Aujourd’hui, le col de la bouteille « tête en bas » et son dépôt sont congelés sur une hauteur d’environ 2 à 3 cm à -25°C ce qui forme un glaçon dans le col et permet ensuite grâce une ouverture de la bouteille « debout », une expulsion facile du dépôt. Ainsi, les pertes sont limitées, et surtout égales d’une bouteille à l’autre. Le centilitre de vin perdu dans l’opération est remplacé par le « dosage » : il s’agit de vin de réserve contenant plus ou moins de sucre. Ce dosage est toujours Extra-brut chez Bruno Paillard, c’est-à-dire contenant moins de 4,5 grammes de sucre par bouteille. (Par comparaison, un “Brut” peut contenir jusqu’au double de sucre). Aussitôt, le bouchon est posé, puis son muselet, qui le retiendra malgré la pression.
Après cette « opération », les vins sont systématiquement reposés en cave pour une sorte de « convalescence ». Ce repos sera de 5 mois pour les plus jeunes, tandis que les plus anciens, nécessitant une convalescence plus longue, y retournent entre 12 et 18 mois, avant d’être habillés puis expédiés. L’explication de ce besoin de repos est simple : bien que s’agissant d’une simple opération, la durée de convalescence nécessaire est plus longue sur un vin très mature que sur un vin jeune… (un peu à l’image d’une opération bénigne de l’appendicite : le temps de convalescence nécessaire sera plus long pour une personne de 50 ans, que pour celle de 30 ans ou un enfant de 7 ans !)
A partir du dégorgement, recommence un processus naturel de vieillissement du vin dont l’évolution aromatique (fruits, fleurs, épices, confit, torréfié…), visuelle et gustative est passionnante pour le dégustateur.

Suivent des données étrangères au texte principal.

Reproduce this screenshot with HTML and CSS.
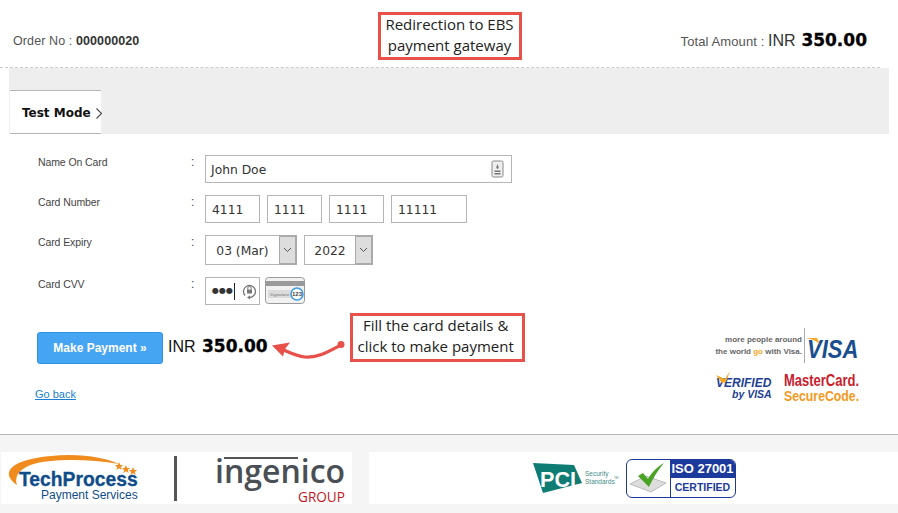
FILE: index.html
```html
<!DOCTYPE html>
<html lang="en">
<head>
    <meta charset="UTF-8">
    <meta name="viewport" content="width=device-width, initial-scale=1.0">
    <title>Payment Gateway</title>
    <link rel="stylesheet" href="styles.css">
</head>
<body>
    <!-- Order header -->
    <div class="header">
        <div class="order">Order No : <b>000000020</b></div>
        <div class="note note-top"><div class="note-text">Redirection to EBS<br>payment gateway</div></div>
        <div class="total">Total Amount : <span class="inr">INR</span> <b class="money">350.00</b></div>
    </div>

    <div class="band">
        <div class="tab">Test Mode
            <svg class="chevron" width="6" height="11" viewBox="0 0 6 11"><path d="M.5 .5l5 5-5 5" fill="none" stroke="#444" stroke-width="1.1"/></svg>
        </div>
    </div>

    <div class="main">
        <div class="left">
            <div class="field">
                <label>Name On Card</label><span class="colon">:</span>
                <div class="box name-box">John Doe
                    <svg class="contact-icon" width="13" height="18" viewBox="0 0 13 18"><rect x="1" y="1" width="11" height="16" rx="1.5" fill="#eee" stroke="#888"/><path d="M6.500 4l1.300 3.500-1 1.500h-.6l-1-1.500zM3.500 10.500h6v1.500h-6zM3.500 13h6v1.500h-6z" fill="#777"/></svg>
                </div>
            </div>
            <div class="field">
                <label>Card Number</label><span class="colon">:</span>
                <div class="box num">4111</div>
                <div class="box num">1111</div>
                <div class="box num">1111</div>
                <div class="box num-long">11111</div>
            </div>
            <div class="field field-expiry">
                <label>Card Expiry</label><span class="colon">:</span>
                <div class="select month"><span class="select-val">03 (Mar)</span><span class="select-btn"><svg width="9" height="6" viewBox="0 0 9 6"><path d="M1 1l3.500 3.500L8 1" fill="none" stroke="#555"/></svg></span></div>
                <div class="select year"><span class="select-val">2022</span><span class="select-btn"><svg width="9" height="6" viewBox="0 0 9 6"><path d="M1 1l3.500 3.500L8 1" fill="none" stroke="#555"/></svg></span></div>
            </div>
            <div class="field field-cvv">
                <label>Card CVV</label><span class="colon">:</span>
                <div class="box cvv"><span class="dots">&#9679;&#9679;&#9679;</span><span class="caret"></span>
                    <svg class="lock-icon" width="15" height="17" viewBox="0 0 15 17"><path d="M3 12.500A6 6 0 1 1 7.500 14.500" fill="none" stroke="#777" stroke-width="1.300"/><path d="M8 12.500v4l-3-2z" fill="#777"/><rect x="5" y="6.500" width="5" height="4" fill="#777"/><path d="M5.800 6.500V5a1.700 1.700 0 0 1 3.400 0v1.500" fill="none" stroke="#777"/></svg>
                </div>
                <svg class="cvv-card" width="40" height="27" viewBox="0 0 40 27">
                    <rect x=".5" y=".5" width="39" height="26" rx="3" fill="#f1f1f1" stroke="#999"/>
                    <rect x="1" y="4" width="38" height="5" fill="#9a9a9a"/>
                    <rect x="3" y="13" width="24" height="8" fill="#dcdcdc"/>
                    <text class="cvv-sign" x="5" y="19">Signature</text>
                    <circle cx="32" cy="17" r="6" fill="#fff" stroke="#3a9be0" stroke-width="1.500"/>
                    <text class="cvv-num" x="32" y="19">123</text>
                </svg>
            </div>

            <div class="pay-row">
                <button class="pay-btn">Make Payment &raquo;</button>
                <div class="pay-amount"><span class="inr">INR</span> <b class="money">350.00</b></div>
                <svg class="arrow" width="74" height="26" viewBox="0 0 74 26">
                    <path d="M70 7C55 15 46 20 34 19C24 18 16 13 8 10" fill="none" stroke="#e8504a" stroke-width="3.200"/>
                    <path d="M1 7.500L19 4.500L14 11L12 18.500z" fill="#e8504a"/>
                    <circle cx="70" cy="6.500" r="3.500" fill="#e8504a"/>
                </svg>
                <div class="note note-pay"><div class="note-text">Fill the card details &amp;<br>click to make payment</div></div>
            </div>
            <a class="back" href="#">Go back</a>
        </div>

        <div class="brands">
            <svg class="brand-logos" width="146" height="80" viewBox="0 0 146 80">
                <text class="visa-line" x="87" y="20" text-anchor="end">more people around</text>
                <text class="visa-line" x="87" y="32" text-anchor="end">the world <tspan class="visa-go">go</tspan> with Visa.</text>
                <rect x="89" y="6" width="1" height="35" fill="#aaa"/>
                <text class="visa-big" transform="translate(92 36) scale(1 1.150)">VISA</text>
                <path d="M91 16h11l3 7c-3-4-8-6-14-7z" fill="#f5a623"/>
                <text class="verified" x="1" y="65">VERIFIED</text>
                <text class="verified-by" x="17" y="76">by VISA</text>
                <path d="M1 53l9 4 5-8-4 11-4 1z" fill="#f5a623"/>
                <text class="mc" transform="translate(69 64) scale(1 1.250)">MasterCard.</text>
                <text class="sc" transform="translate(69 79) scale(1 1.250)">SecureCode.</text>
            </svg>
        </div>
    </div>

    <!-- Footer logos -->
    <div class="footer">
        <div class="logo-box logo-left">
            <svg width="351" height="52" viewBox="0 0 351 52">
                <path d="M16 33C0 22 6 8 50 4C80 1 105 6 118 12C95 8 70 7 50 9C25 11 12 20 16 33z" fill="#f08c1e"/>
                <path d="M118 10l1.200 3h3l-2.400 2 .8 3-2.600-1.800-2.600 1.800.8-3-2.400-2h3zM125 13l1.200 3h3l-2.400 2 .8 3-2.600-1.800-2.600 1.800.8-3-2.400-2h3zM132 15l1.200 3h3l-2.400 2 .8 3-2.600-1.800-2.600 1.800.8-3-2.400-2h3z" fill="#f08c1e"/>
                <text class="tp-name" x="18" y="34">TechProcess</text>
                <text class="tp-sub" x="40" y="47">Payment Services</text>
                <rect x="173" y="4" width="3" height="45" fill="#555"/>
                <rect x="223" y="5" width="74" height="2" fill="#555"/>
                <text class="ing-name" x="214" y="31">ingenico</text>
                <text class="ing-group" x="297" y="50">GROUP</text>
            </svg>
        </div>
        <div class="logo-box logo-right">
            <svg class="pci" width="90" height="34" viewBox="0 0 90 34">
                <path d="M1 1l41 2 8 18-39 10z" fill="#0f7c74"/>
                <text class="pci-name" x="8" y="25">PCI</text>
                <text class="pci-sub" x="53" y="14">Security</text>
                <text class="pci-sub" x="53" y="22">Standards</text>
                <text class="pci-tm" x="82" y="17">TM</text>
            </svg>
            <div class="iso">
                <div class="iso-mark">
                    <svg width="40" height="34" viewBox="0 0 40 34"><path d="M2 23l16-8 20 7-15 9z" fill="#ddd" stroke="#999" stroke-width=".6"/><path d="M10 15l5-3 5 6C24 11 29 6 36 2C30 9 25 17 21 26z" fill="#4aa325"/></svg>
                </div>
                <div class="iso-text">
                    <div class="iso-top">ISO 27001</div>
                    <div class="iso-bottom">CERTIFIED</div>
                </div>
            </div>
        </div>
    </div>
</body>
</html>
```

FILE: styles.css
```css
html, body { margin: 0; padding: 0; background: #fff; }
body { width: 898px; height: 513px; overflow: hidden; font-family: "Liberation Sans", Arial, sans-serif; }
b { font-weight: bold; }

.header { display: flex; align-items: flex-start; justify-content: space-between; height: 67px; margin-right: 18px; border-bottom: 1px dashed #ccc; }
.order { margin: 34px 0 0 13px; font-size: 12.500px; color: #555; letter-spacing: .1px; }
.order b { color: #333; }
.note { border: 3px solid #e8504a; font-family: "Open Sans", sans-serif; font-size: 15px; line-height: 21px; color: #222; text-align: center; box-sizing: border-box; white-space: nowrap; }
.note-text { margin-top: -1px; }
.note-top { width: 144px; height: 48px; margin-top: 12px; margin-left: 79px; }
.total { margin: 30px 13px 0 0; font-size: 13px; color: #555; white-space: nowrap; letter-spacing: .1px; }
.inr { font-size: 16px; color: #333; letter-spacing: 0; }
.money { font-family: "DejaVu Sans", sans-serif; font-size: 17px; color: #000; margin-left: 2px; letter-spacing: 0; -webkit-text-stroke: .3px #000; }

.band { margin: 0 9px; height: 66px; background: #eee; display: flex; align-items: flex-end; }
.tab { position: relative; width: 79px; height: 42px; margin-left: 1px; padding-left: 12px; background: #fff; border-top: 1px solid #b5b5b5; border-bottom: 1px solid #b5b5b5; font-family: "DejaVu Sans", sans-serif; font-weight: bold; font-size: 12px; line-height: 44px; color: #111; }
.chevron { position: absolute; left: 86px; top: 17px; }

.main { display: flex; justify-content: space-between; height: 300px; }
.left { padding: 21px 0 0 38px; width: 540px; box-sizing: border-box; }
.field { display: flex; align-items: flex-start; height: 28px; margin-bottom: 12px; }
.field-expiry { height: 30px; }
.field label { width: 153px; font-size: 10.500px; color: #444; letter-spacing: -.1px; line-height: 14px; flex: none; }
.colon { width: 14px; font-size: 12px; color: #444; flex: none; line-height: 14px; }

.box { height: 28px; box-sizing: border-box; border: 1px solid #b5b5b5; background: #fff; font-family: "DejaVu Sans", sans-serif; font-size: 12.300px; line-height: 28px; color: #333; margin-right: 7px; padding-left: 5px; position: relative; }
.name-box { width: 307px; display: flex; justify-content: space-between; align-items: center; padding-right: 7px; padding-top: 1px; }
.contact-icon { margin-top: -2px; }
.num { width: 55px; padding-left: 6px; }
.num-long { width: 76px; padding-left: 6px; }
.select { display: flex; height: 30px; box-sizing: border-box; border: 1px solid #b5b5b5; background: #fff; font-family: "DejaVu Sans", sans-serif; font-size: 12.300px; line-height: 30px; color: #333; margin-right: 7px; }
.month { width: 92px; }
.year { width: 69px; }
.select-val { flex: 1; text-align: center; }
.select-btn { width: 18px; margin: -1px -1px -1px 0; background: #ddd; border: 2px solid #aaa; border-left-width: 1px; box-sizing: border-box; display: flex; align-items: center; justify-content: center; }

.field-cvv { margin-bottom: 0; }
.cvv { width: 55px; margin-right: 5px; padding-left: 6px; display: flex; align-items: center; }
.dots { font-size: 8px; color: #333; }
.caret { width: 1px; height: 17px; background: #222; margin-left: 1px; }
.lock-icon { position: absolute; right: 2px; top: 5px; }
.cvv-sign { font-family: "Liberation Serif", serif; font-style: italic; font-size: 5px; fill: #777; }
.cvv-num { font-family: "Liberation Sans", sans-serif; font-size: 6px; font-weight: bold; fill: #444; text-anchor: middle; }

.pay-row { display: flex; align-items: flex-start; height: 49px; margin-top: 8px; margin-left: -1px; }
.pay-btn { width: 126px; height: 32px; margin-top: 19px; padding: 0; background: #46a5f3; border: 1px solid #2f93e8; border-radius: 3px; color: #fff; font-family: "Liberation Sans", sans-serif; font-weight: bold; font-size: 12px; flex: none; }
.pay-amount { margin-left: 5px; margin-top: 23px; white-space: nowrap; font-size: 16px; flex: none; }
.pay-amount .inr { color: #111; }
.arrow { margin-left: 3px; margin-top: 25px; flex: none; }
.note-pay { width: 175px; height: 49px; margin-left: 5px; padding-right: 3px; flex: none; }
.back { display: block; margin: 26px 0 0 -3px; font-size: 11px; color: #1a7fd0; }

.brands { align-self: flex-end; padding: 0 37px 32px 0; }
.brand-logos { display: block; }
.visa-line { font-family: "Liberation Sans", sans-serif; font-size: 8px; font-weight: bold; fill: #666; }
.visa-go { fill: #f5a623; }
.visa-big { font-family: "Liberation Sans", sans-serif; font-size: 22px; font-weight: bold; font-style: italic; fill: #1a4f8f; }
.verified { font-family: "Liberation Sans", sans-serif; font-size: 12px; font-weight: bold; font-style: italic; fill: #1d3f94; }
.verified-by { font-family: "Liberation Sans", sans-serif; font-size: 10.500px; font-weight: bold; font-style: italic; fill: #1d3f94; }
.mc { font-family: "Liberation Sans", sans-serif; font-size: 13px; font-weight: bold; fill: #c8202c; }
.sc { font-family: "Liberation Sans", sans-serif; font-size: 12.300px; font-weight: bold; fill: #f39a1e; }

.footer { display: flex; justify-content: space-between; height: 79px; padding: 17px 0 9px 1px; box-sizing: border-box; background: #f5f5f5; border-top: 1px solid #b5b5b5; }
.logo-box { height: 52px; background: #fff; }
.logo-left { width: 351px; }
.logo-right { width: 529px; display: flex; align-items: center; justify-content: center; }
.tp-name { font-family: "Liberation Sans", sans-serif; font-size: 19.300px; font-weight: bold; fill: #0f4c8a; stroke: #0f4c8a; stroke-width: .3px; }
.tp-sub { font-family: "Liberation Sans", sans-serif; font-size: 12px; fill: #0f4c8a; }
.ing-name { font-family: "Open Sans", sans-serif; font-size: 32px; font-weight: 600; fill: #4a4f55; }
.ing-group { font-family: "Open Sans", sans-serif; font-size: 13.600px; fill: #c4161c; }
.pci { margin-top: 2px; margin-right: 3px; }
.pci-name { font-family: "Liberation Sans", sans-serif; font-size: 21.600px; font-weight: bold; fill: #fff; }
.pci-sub { font-family: "Liberation Sans", sans-serif; font-size: 6.500px; fill: #3f8c85; }
.pci-tm { font-family: "Liberation Sans", sans-serif; font-size: 3px; fill: #3f8c85; }
.iso { display: flex; width: 110px; height: 39px; margin-left: 1px; box-sizing: border-box; border: 1px solid #1c3a9c; border-radius: 6px; overflow: hidden; background: #fff; }
.iso-mark { width: 43px; display: flex; align-items: center; justify-content: center; }
.iso-text { flex: 1; border-left: 1px solid #1c3a9c; font-family: "Liberation Sans", sans-serif; font-weight: bold; text-align: center; }
.iso-top { height: 18px; background: #1c3a9c; color: #fff; font-size: 13px; line-height: 18px; white-space: nowrap; }
.iso-bottom { color: #1c3a9c; font-size: 10.500px; line-height: 19px; }
```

C’est pourquoi Bruno Paillard a été le premier, dès 1985, à inscrire sur chacun de ses flacons, le mois et l’année du dégorgement. Ce choix révolutionnaire de transparence lui a valu nombre de critiques, et pendant 20 ans il a été le seul à publier cette information sur tous ses vins. A partir des années 2000, d’autres producteurs, toujours plus nombreux, ont suivi.